**Problem requirements:** Copy all lines of the listing that include the string "produces".

**Given records:**
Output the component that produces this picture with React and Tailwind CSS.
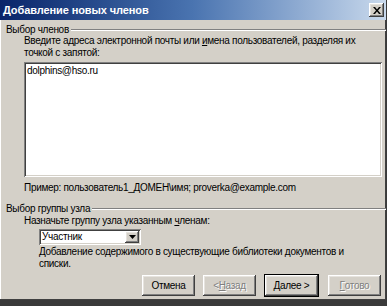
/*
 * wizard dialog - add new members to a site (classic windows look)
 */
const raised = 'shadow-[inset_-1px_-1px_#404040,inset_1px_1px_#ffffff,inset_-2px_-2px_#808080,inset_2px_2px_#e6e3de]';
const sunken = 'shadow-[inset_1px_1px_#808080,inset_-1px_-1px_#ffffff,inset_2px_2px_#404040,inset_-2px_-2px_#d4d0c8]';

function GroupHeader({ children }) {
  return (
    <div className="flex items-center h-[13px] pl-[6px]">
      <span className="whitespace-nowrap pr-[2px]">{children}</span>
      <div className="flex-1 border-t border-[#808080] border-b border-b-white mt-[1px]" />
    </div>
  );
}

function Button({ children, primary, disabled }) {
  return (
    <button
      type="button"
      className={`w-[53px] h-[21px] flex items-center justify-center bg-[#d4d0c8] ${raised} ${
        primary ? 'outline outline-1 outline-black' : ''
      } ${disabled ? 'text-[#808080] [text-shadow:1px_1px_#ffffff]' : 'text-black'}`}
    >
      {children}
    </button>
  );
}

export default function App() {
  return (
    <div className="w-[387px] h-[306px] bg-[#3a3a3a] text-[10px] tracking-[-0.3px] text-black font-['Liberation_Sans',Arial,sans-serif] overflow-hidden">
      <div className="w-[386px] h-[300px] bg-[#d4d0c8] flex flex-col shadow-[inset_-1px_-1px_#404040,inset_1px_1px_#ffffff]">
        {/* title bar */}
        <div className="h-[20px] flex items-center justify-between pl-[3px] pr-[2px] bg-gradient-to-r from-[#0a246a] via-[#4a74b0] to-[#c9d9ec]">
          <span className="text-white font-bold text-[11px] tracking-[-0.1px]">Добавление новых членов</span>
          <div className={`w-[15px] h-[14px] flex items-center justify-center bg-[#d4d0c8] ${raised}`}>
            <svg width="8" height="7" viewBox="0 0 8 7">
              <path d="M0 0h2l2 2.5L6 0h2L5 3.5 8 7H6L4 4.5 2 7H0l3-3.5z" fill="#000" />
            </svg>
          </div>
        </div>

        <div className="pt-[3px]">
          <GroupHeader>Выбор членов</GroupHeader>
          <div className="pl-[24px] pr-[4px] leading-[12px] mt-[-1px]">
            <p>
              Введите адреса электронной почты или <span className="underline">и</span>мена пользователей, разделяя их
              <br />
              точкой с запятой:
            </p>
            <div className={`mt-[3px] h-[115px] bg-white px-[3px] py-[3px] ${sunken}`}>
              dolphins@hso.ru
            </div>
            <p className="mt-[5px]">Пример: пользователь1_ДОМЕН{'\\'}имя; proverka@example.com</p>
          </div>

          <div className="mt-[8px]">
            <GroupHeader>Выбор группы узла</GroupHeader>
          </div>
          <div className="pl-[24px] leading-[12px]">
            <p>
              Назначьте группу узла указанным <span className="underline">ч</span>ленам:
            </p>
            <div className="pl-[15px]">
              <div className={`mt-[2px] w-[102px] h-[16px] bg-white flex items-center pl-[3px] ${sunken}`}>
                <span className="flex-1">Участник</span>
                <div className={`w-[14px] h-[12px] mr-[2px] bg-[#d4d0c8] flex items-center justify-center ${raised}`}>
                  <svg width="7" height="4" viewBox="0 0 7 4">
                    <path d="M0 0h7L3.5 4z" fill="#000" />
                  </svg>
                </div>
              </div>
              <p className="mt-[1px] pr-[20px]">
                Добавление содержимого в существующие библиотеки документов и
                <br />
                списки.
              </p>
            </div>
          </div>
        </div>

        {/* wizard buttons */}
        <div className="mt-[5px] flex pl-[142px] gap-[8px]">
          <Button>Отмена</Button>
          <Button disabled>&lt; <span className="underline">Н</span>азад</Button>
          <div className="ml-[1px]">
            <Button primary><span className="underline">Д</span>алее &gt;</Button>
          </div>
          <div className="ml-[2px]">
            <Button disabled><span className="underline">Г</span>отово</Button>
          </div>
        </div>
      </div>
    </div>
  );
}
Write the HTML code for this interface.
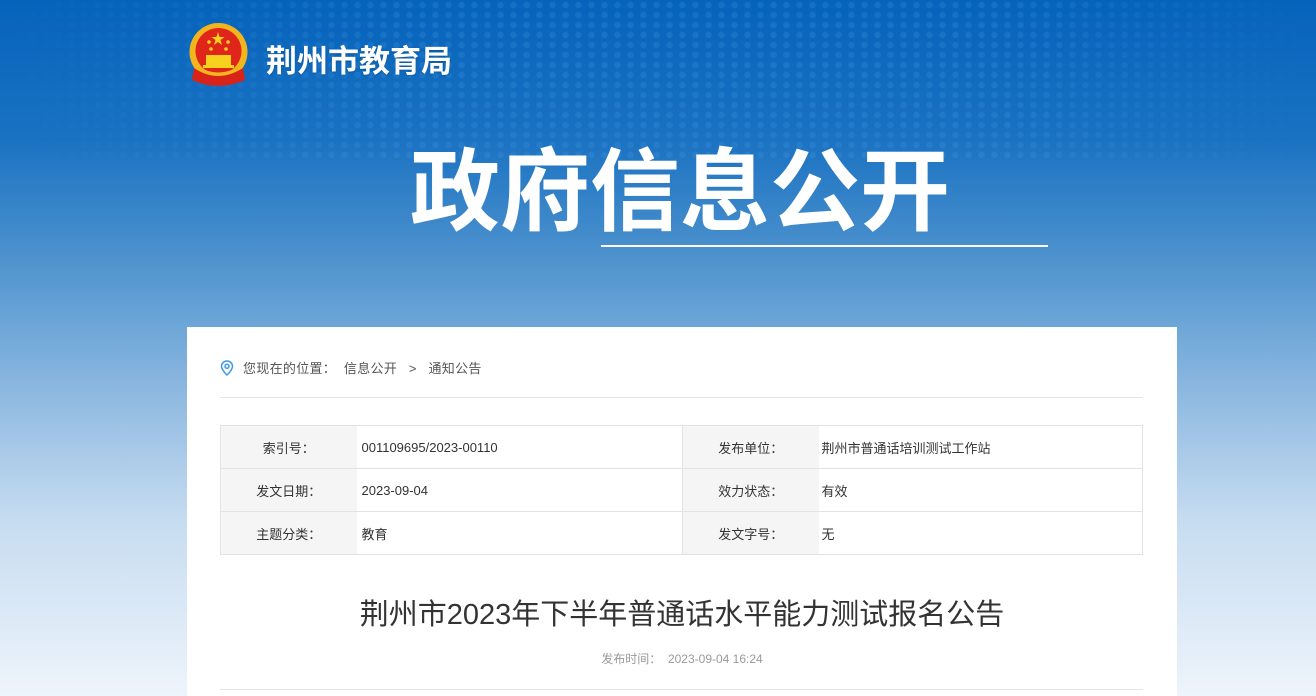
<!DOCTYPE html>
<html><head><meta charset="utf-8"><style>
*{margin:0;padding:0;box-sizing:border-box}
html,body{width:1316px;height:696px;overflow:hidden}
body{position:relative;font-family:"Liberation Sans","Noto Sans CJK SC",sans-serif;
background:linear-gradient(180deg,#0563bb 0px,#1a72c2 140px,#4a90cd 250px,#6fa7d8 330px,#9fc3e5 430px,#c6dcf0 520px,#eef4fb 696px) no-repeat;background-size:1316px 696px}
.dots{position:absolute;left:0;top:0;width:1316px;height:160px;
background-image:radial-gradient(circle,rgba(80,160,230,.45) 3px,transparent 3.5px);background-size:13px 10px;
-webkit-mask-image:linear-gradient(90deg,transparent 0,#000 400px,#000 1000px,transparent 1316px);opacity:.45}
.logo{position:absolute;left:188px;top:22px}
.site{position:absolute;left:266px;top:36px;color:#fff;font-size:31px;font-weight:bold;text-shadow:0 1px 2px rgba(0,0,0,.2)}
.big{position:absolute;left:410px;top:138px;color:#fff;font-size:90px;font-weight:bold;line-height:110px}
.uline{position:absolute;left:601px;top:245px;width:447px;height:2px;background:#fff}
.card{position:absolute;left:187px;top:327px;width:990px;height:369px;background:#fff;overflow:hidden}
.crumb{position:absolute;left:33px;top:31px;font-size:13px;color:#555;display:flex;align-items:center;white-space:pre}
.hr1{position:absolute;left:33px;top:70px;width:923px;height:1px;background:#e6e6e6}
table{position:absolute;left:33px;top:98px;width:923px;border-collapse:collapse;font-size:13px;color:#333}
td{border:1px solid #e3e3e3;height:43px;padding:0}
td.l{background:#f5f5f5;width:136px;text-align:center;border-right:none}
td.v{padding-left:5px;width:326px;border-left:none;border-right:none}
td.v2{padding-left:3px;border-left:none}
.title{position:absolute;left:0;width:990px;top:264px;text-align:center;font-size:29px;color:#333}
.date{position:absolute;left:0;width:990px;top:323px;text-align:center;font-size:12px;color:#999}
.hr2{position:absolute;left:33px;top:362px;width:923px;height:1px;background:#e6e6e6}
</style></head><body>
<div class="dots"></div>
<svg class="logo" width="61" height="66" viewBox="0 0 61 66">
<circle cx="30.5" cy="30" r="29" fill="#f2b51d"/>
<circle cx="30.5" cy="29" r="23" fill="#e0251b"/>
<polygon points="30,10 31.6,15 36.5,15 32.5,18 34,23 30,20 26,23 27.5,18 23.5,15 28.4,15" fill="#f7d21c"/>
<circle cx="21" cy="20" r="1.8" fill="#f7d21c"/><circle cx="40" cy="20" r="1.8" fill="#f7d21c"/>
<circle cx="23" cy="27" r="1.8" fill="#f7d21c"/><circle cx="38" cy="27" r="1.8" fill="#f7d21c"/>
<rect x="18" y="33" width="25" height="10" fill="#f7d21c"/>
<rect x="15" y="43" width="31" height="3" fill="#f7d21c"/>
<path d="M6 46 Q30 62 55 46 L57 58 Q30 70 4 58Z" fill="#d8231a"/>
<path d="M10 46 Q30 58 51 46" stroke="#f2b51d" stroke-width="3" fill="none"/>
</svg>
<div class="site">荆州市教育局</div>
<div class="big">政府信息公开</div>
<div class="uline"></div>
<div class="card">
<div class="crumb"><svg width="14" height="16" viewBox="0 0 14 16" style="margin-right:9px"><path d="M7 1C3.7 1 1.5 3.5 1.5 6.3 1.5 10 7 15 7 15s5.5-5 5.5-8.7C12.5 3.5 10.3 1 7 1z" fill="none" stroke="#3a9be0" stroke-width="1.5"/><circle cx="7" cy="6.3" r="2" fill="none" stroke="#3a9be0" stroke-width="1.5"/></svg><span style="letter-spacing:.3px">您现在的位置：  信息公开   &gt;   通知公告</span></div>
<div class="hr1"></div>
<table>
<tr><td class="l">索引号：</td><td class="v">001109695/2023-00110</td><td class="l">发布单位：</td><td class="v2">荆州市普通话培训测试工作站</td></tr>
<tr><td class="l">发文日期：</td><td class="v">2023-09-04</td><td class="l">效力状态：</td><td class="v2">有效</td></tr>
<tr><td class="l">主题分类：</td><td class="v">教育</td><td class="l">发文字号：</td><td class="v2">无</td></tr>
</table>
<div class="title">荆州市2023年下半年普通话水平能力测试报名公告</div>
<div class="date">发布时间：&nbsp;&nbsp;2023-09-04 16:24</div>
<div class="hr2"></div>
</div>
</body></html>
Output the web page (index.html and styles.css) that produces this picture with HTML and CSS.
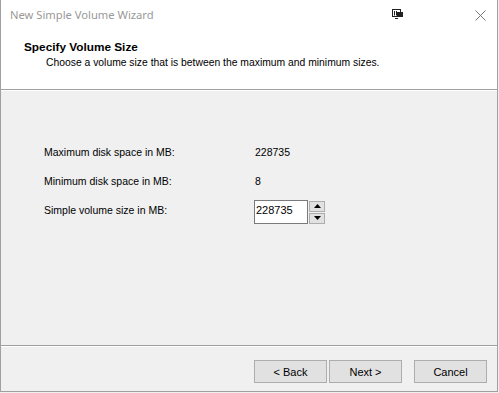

**Problem solution:**
Output the component that produces this picture with React and Tailwind CSS.
Output the web page (index.html and styles.css) that produces this picture with HTML and CSS.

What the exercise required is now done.